WHAT THE EXERCISE ASKS. Transcribe the records that follow exactly. Skip the pictures.

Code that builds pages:
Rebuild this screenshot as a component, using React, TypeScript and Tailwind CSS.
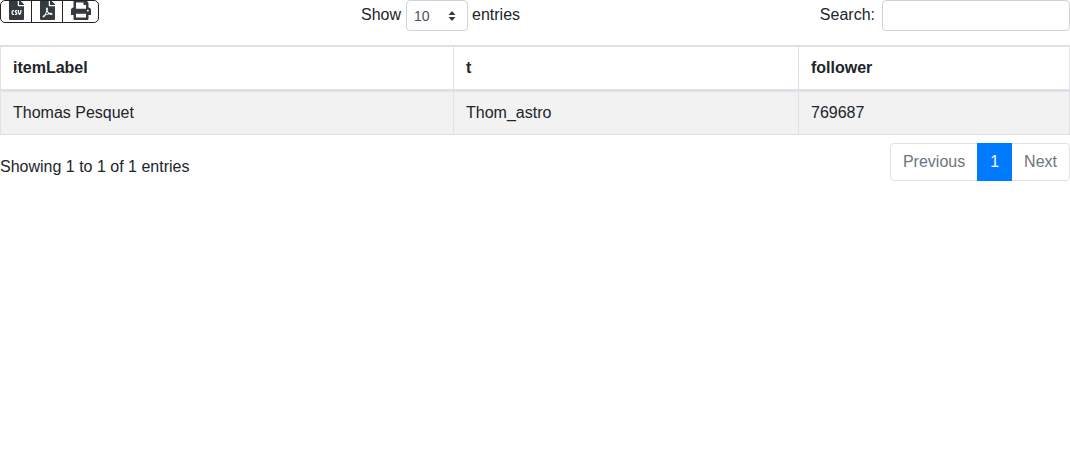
import { FaFileCsv, FaFilePdf, FaPrint } from "react-icons/fa"

export default function App() {
  return (
    <div className="bg-white text-[#212529] text-base font-['Liberation_Sans',Arial,sans-serif] leading-6">
      <div className="grid grid-cols-[361px_180px_1fr] items-start h-[45px]">
        <div className="flex">
          <div className="flex h-[23px] border border-[#212529] rounded-[5px] overflow-hidden">
            <button className="w-[31px] border-r border-[#212529] flex items-center justify-center">
              <FaFileCsv className="w-[15px] h-[20px] -mt-[3px] text-[#343a40]" />
            </button>
            <button className="w-[31px] border-r border-[#212529] flex items-center justify-center">
              <FaFilePdf className="w-[15px] h-[20px] -mt-[3px] text-[#343a40]" />
            </button>
            <button className="w-[35px] flex items-center justify-center">
              <FaPrint className="w-[20px] h-[20px] -mt-[3px] text-[#343a40]" />
            </button>
          </div>
        </div>
        <div className="flex items-start h-[31px] pt-[3px]">
          <span className="mr-[5px]">Show</span>
          <div className="relative shrink-0 w-[62px] h-[31px] -mt-[3px] border border-[#ced4da] rounded-[4px] text-sm text-[#495057] pl-[7px] flex items-center">
            10
            <svg className="absolute right-[11px] top-[10px] w-2 h-[10px]" viewBox="0 0 8 10" fill="#343a40">
              <path d="M4 0 7.5 4H.5zM4 10 .5 6h7z" />
            </svg>
          </div>
          <span className="ml-1">entries</span>
        </div>
        <div className="flex items-start justify-end gap-[7px] pt-[3px]">
          <span>Search:</span>
          <input className="w-[188px] h-[31px] -mt-[3px] border border-[#ced4da] rounded-[4px] outline-none" />
        </div>
      </div>

      <table className="w-full table-fixed border-separate border-spacing-0 border-t border-l border-b border-[#dee2e6]">
        <colgroup>
          <col className="w-[453px]" />
          <col className="w-[345px]" />
          <col />
        </colgroup>
        <thead>
          <tr>
            <th className="text-left font-bold px-3 py-[9px] border-t border-r border-b-2 border-[#dee2e6]">itemLabel</th>
            <th className="text-left font-bold px-3 py-[9px] border-t border-r border-b-2 border-[#dee2e6]">t</th>
            <th className="text-left font-bold px-3 py-[9px] border-t border-r border-b-2 border-[#dee2e6]">follower</th>
          </tr>
        </thead>
        <tbody>
          <tr className="bg-[#f2f2f2]">
            <td className="px-3 py-[9px] border-t border-r border-[#dee2e6]">Thomas Pesquet</td>
            <td className="px-3 py-[9px] border-t border-r border-[#dee2e6]">Thom_astro</td>
            <td className="px-3 py-[9px] border-t border-r border-[#dee2e6]">769687</td>
          </tr>
        </tbody>
      </table>

      <div className="flex items-start justify-between mt-2">
        <div className="pt-[12px]">Showing 1 to 1 of 1 entries</div>
        <div className="flex h-[38px] border border-[#dee2e6] rounded-[4px] text-[#6c757d]">
          <span className="px-3 flex items-center">Previous</span>
          <span className="px-[13px] -my-px flex items-center bg-[#007bff] text-white">1</span>
          <span className="px-3 flex items-center">Next</span>
        </div>
      </div>
    </div>
  )
}
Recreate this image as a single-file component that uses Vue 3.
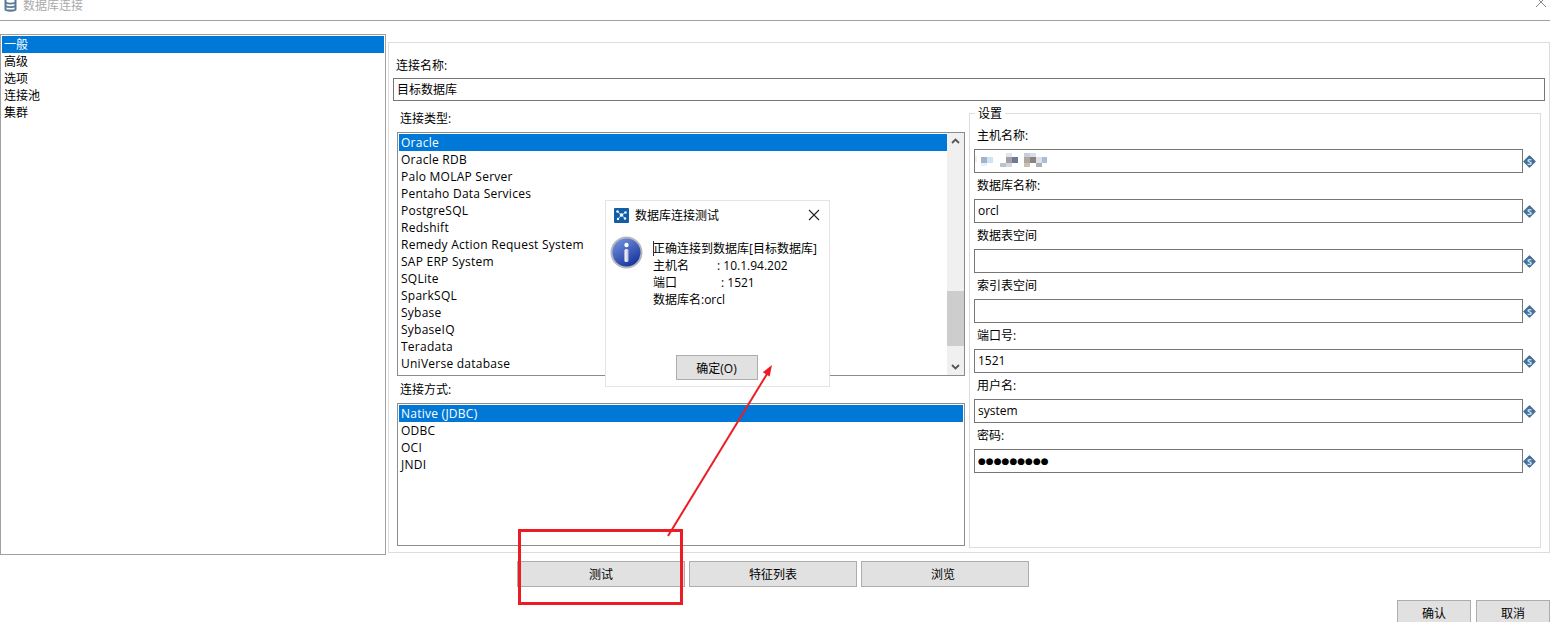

RESULT FOR THIS TASK.
Rebuild this screenshot as a component, using React, TypeScript and Tailwind CSS.
import { FaFileCsv, FaFilePdf, FaPrint } from "react-icons/fa"

export default function App() {
  return (
    <div className="bg-white text-[#212529] text-base font-['Liberation_Sans',Arial,sans-serif] leading-6">
      <div className="grid grid-cols-[361px_180px_1fr] items-start h-[45px]">
        <div className="flex">
          <div className="flex h-[23px] border border-[#212529] rounded-[5px] overflow-hidden">
            <button className="w-[31px] border-r border-[#212529] flex items-center justify-center">
              <FaFileCsv className="w-[15px] h-[20px] -mt-[3px] text-[#343a40]" />
            </button>
            <button className="w-[31px] border-r border-[#212529] flex items-center justify-center">
              <FaFilePdf className="w-[15px] h-[20px] -mt-[3px] text-[#343a40]" />
            </button>
            <button className="w-[35px] flex items-center justify-center">
              <FaPrint className="w-[20px] h-[20px] -mt-[3px] text-[#343a40]" />
            </button>
          </div>
        </div>
        <div className="flex items-start h-[31px] pt-[3px]">
          <span className="mr-[5px]">Show</span>
          <div className="relative shrink-0 w-[62px] h-[31px] -mt-[3px] border border-[#ced4da] rounded-[4px] text-sm text-[#495057] pl-[7px] flex items-center">
            10
            <svg className="absolute right-[11px] top-[10px] w-2 h-[10px]" viewBox="0 0 8 10" fill="#343a40">
              <path d="M4 0 7.5 4H.5zM4 10 .5 6h7z" />
            </svg>
          </div>
          <span className="ml-1">entries</span>
        </div>
        <div className="flex items-start justify-end gap-[7px] pt-[3px]">
          <span>Search:</span>
          <input className="w-[188px] h-[31px] -mt-[3px] border border-[#ced4da] rounded-[4px] outline-none" />
        </div>
      </div>

      <table className="w-full table-fixed border-separate border-spacing-0 border-t border-l border-b border-[#dee2e6]">
        <colgroup>
          <col className="w-[453px]" />
          <col className="w-[345px]" />
          <col />
        </colgroup>
        <thead>
          <tr>
            <th className="text-left font-bold px-3 py-[9px] border-t border-r border-b-2 border-[#dee2e6]">itemLabel</th>
            <th className="text-left font-bold px-3 py-[9px] border-t border-r border-b-2 border-[#dee2e6]">t</th>
            <th className="text-left font-bold px-3 py-[9px] border-t border-r border-b-2 border-[#dee2e6]">follower</th>
          </tr>
        </thead>
        <tbody>
          <tr className="bg-[#f2f2f2]">
            <td className="px-3 py-[9px] border-t border-r border-[#dee2e6]">Thomas Pesquet</td>
            <td className="px-3 py-[9px] border-t border-r border-[#dee2e6]">Thom_astro</td>
            <td className="px-3 py-[9px] border-t border-r border-[#dee2e6]">769687</td>
          </tr>
        </tbody>
      </table>

      <div className="flex items-start justify-between mt-2">
        <div className="pt-[12px]">Showing 1 to 1 of 1 entries</div>
        <div className="flex h-[38px] border border-[#dee2e6] rounded-[4px] text-[#6c757d]">
          <span className="px-3 flex items-center">Previous</span>
          <span className="px-[13px] -my-px flex items-center bg-[#007bff] text-white">1</span>
          <span className="px-3 flex items-center">Next</span>
        </div>
      </div>
    </div>
  )
}
Recreate this image as a single-file component that uses Vue 3.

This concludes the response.